— Written task —
Search the records for the word "this" and pick out every line that has it.

··· Record set

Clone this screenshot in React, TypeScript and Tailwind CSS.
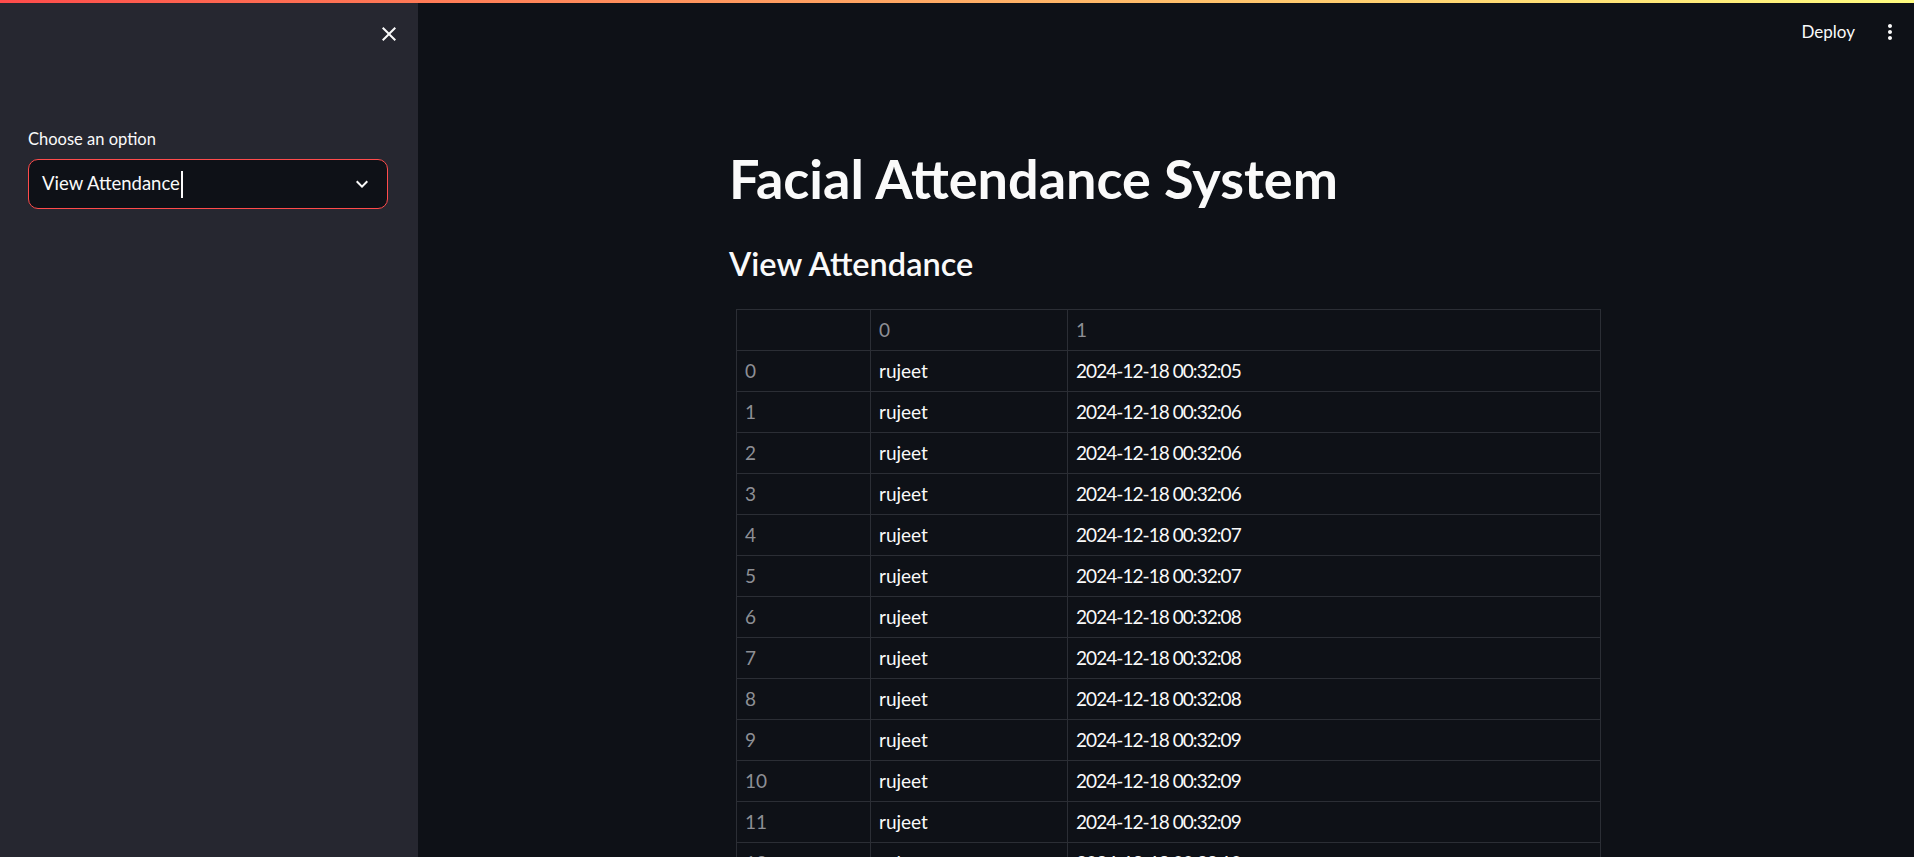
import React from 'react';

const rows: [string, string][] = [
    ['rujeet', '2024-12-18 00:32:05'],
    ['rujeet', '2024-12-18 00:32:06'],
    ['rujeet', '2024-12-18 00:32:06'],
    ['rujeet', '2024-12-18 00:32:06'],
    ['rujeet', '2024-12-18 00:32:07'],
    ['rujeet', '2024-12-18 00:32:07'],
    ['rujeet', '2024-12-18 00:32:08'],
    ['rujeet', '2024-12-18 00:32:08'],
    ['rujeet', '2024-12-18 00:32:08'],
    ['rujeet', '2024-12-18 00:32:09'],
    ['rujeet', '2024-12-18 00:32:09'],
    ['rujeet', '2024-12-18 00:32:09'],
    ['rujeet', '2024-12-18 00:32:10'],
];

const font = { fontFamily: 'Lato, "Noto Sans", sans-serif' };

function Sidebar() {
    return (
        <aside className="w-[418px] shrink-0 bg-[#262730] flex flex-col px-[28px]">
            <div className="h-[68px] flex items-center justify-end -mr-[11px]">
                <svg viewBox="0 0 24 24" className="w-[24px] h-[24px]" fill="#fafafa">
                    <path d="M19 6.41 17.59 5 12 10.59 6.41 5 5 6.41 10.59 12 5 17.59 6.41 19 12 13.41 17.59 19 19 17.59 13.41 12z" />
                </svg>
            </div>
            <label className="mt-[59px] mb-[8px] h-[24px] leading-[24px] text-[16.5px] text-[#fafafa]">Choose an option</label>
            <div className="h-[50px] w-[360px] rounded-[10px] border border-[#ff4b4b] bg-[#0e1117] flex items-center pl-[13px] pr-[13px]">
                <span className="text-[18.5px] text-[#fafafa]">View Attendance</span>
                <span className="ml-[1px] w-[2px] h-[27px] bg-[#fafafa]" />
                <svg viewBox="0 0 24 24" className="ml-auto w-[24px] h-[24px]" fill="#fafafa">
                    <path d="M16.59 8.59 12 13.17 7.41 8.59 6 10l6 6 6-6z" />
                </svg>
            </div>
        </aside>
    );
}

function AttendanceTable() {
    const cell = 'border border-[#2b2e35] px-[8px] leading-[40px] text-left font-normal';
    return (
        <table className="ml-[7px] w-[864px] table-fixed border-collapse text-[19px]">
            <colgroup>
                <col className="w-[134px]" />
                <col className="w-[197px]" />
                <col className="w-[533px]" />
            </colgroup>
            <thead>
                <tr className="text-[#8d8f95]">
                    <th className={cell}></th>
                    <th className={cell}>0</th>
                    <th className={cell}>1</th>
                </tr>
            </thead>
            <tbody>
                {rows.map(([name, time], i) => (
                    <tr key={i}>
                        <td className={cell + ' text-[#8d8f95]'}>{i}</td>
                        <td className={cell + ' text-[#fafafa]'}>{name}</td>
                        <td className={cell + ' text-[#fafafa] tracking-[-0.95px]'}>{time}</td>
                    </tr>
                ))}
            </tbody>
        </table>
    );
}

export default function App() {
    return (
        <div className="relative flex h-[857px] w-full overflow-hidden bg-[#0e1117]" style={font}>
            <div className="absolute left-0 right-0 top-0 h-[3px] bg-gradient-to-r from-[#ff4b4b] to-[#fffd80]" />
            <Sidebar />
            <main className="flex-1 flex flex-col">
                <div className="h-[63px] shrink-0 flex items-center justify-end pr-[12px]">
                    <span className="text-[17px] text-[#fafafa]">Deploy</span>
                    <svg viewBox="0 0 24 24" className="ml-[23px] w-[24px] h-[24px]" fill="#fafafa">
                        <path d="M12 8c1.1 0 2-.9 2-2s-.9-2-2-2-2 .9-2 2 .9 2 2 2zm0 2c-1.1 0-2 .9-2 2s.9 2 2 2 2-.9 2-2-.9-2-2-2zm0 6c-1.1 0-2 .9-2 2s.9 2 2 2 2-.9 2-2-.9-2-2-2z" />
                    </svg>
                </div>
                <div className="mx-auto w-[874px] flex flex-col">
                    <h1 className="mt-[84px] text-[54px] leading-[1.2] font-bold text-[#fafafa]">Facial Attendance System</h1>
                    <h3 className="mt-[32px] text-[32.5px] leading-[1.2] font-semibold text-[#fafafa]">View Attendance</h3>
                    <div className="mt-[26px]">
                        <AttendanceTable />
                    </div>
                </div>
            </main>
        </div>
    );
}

······
··· Record set

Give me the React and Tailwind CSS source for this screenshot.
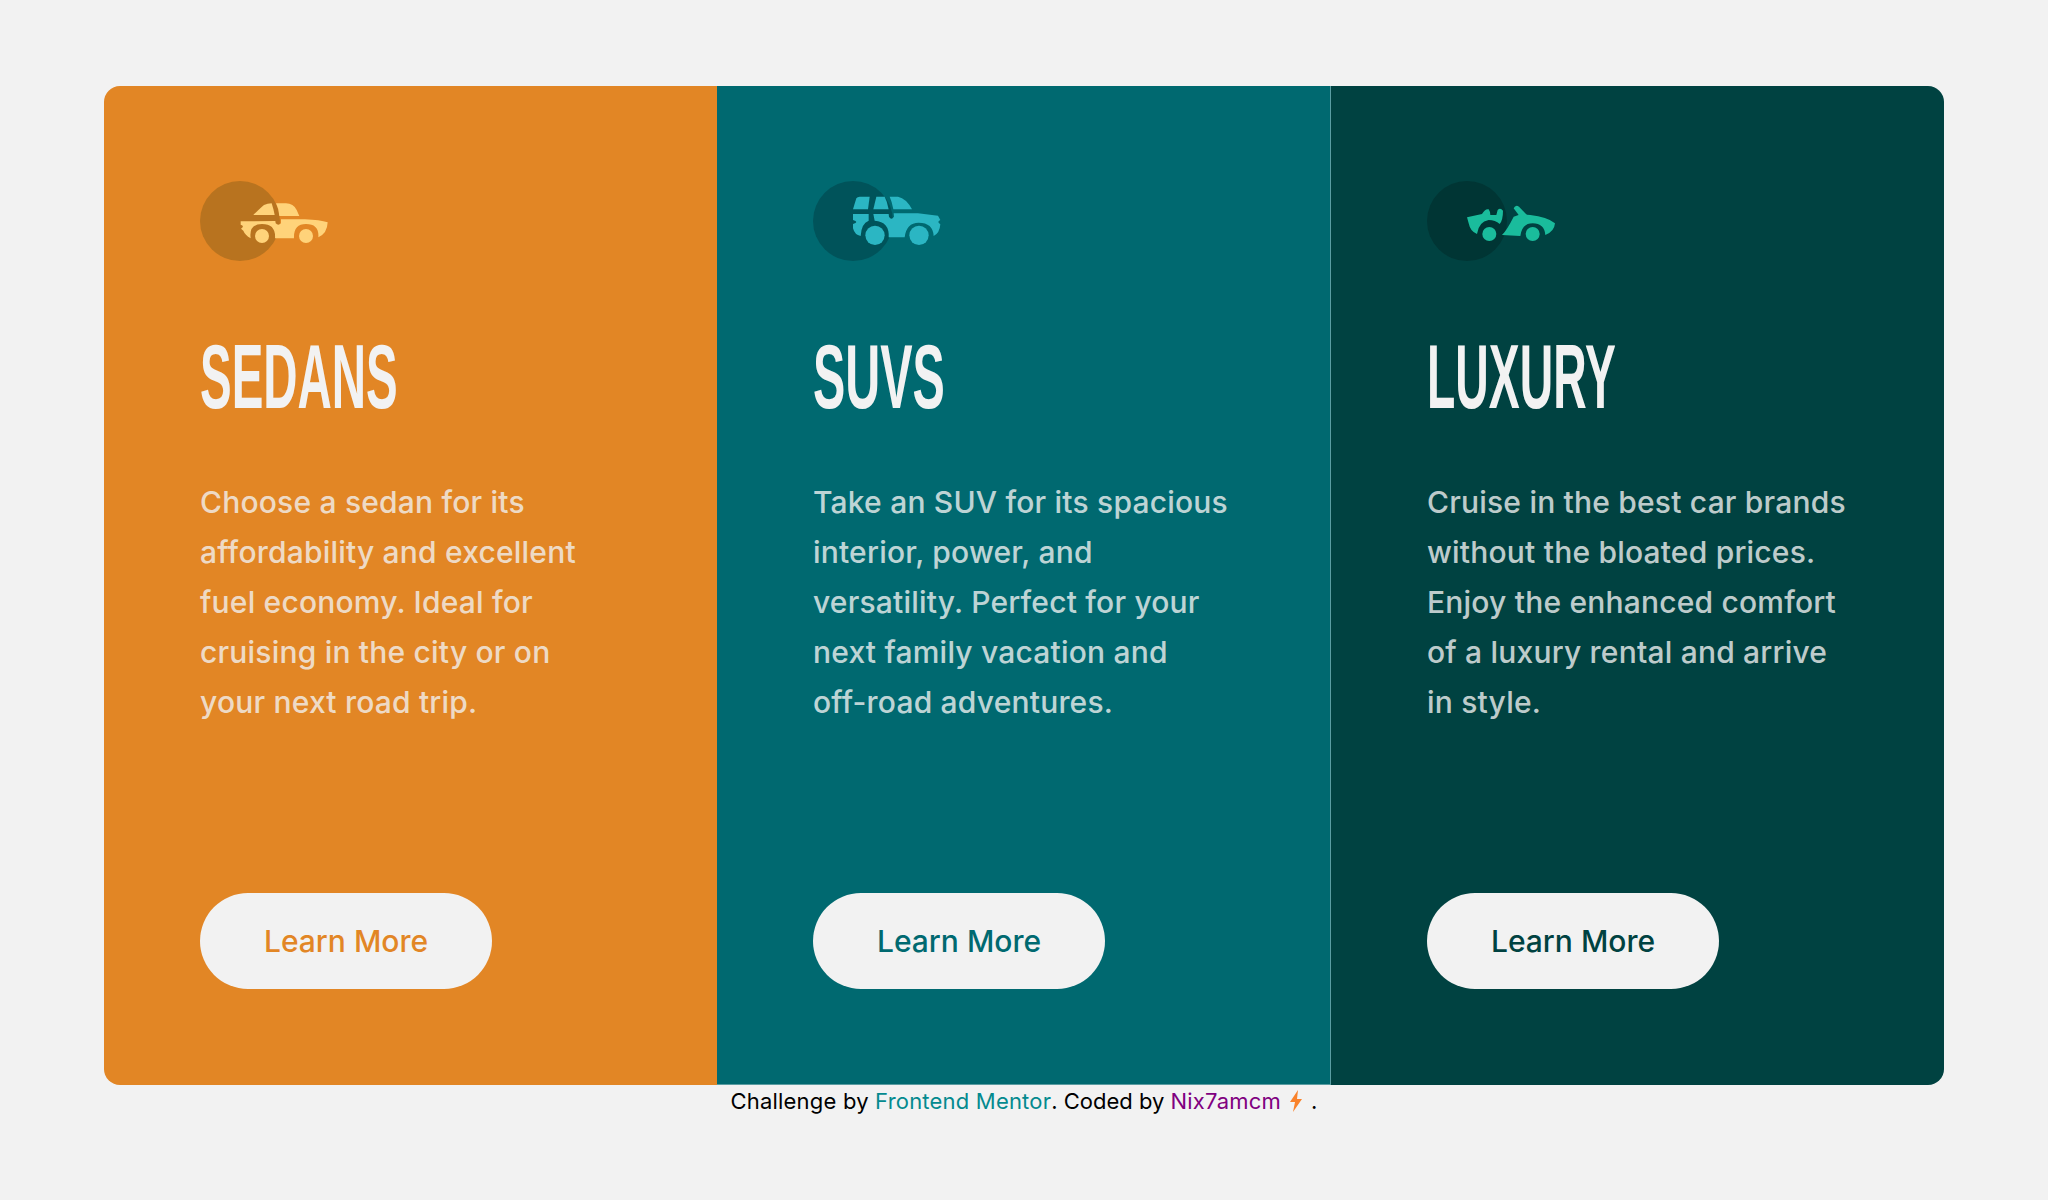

······
··· Record set

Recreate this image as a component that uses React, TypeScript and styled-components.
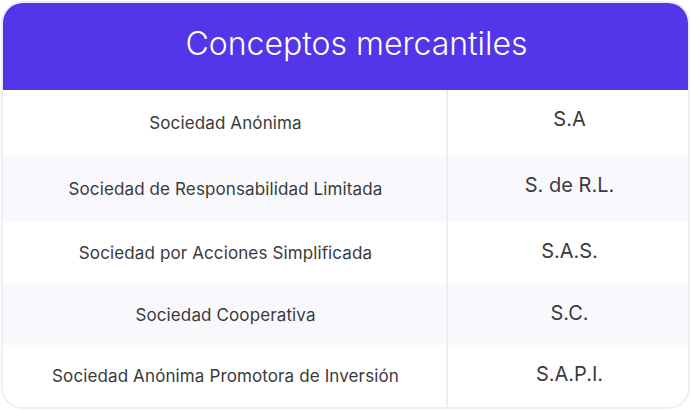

······

— Complete response —
Clone this screenshot in React, TypeScript and Tailwind CSS.
Give me the React and Tailwind CSS source for this screenshot.
Recreate this image as a component that uses React, TypeScript and styled-components.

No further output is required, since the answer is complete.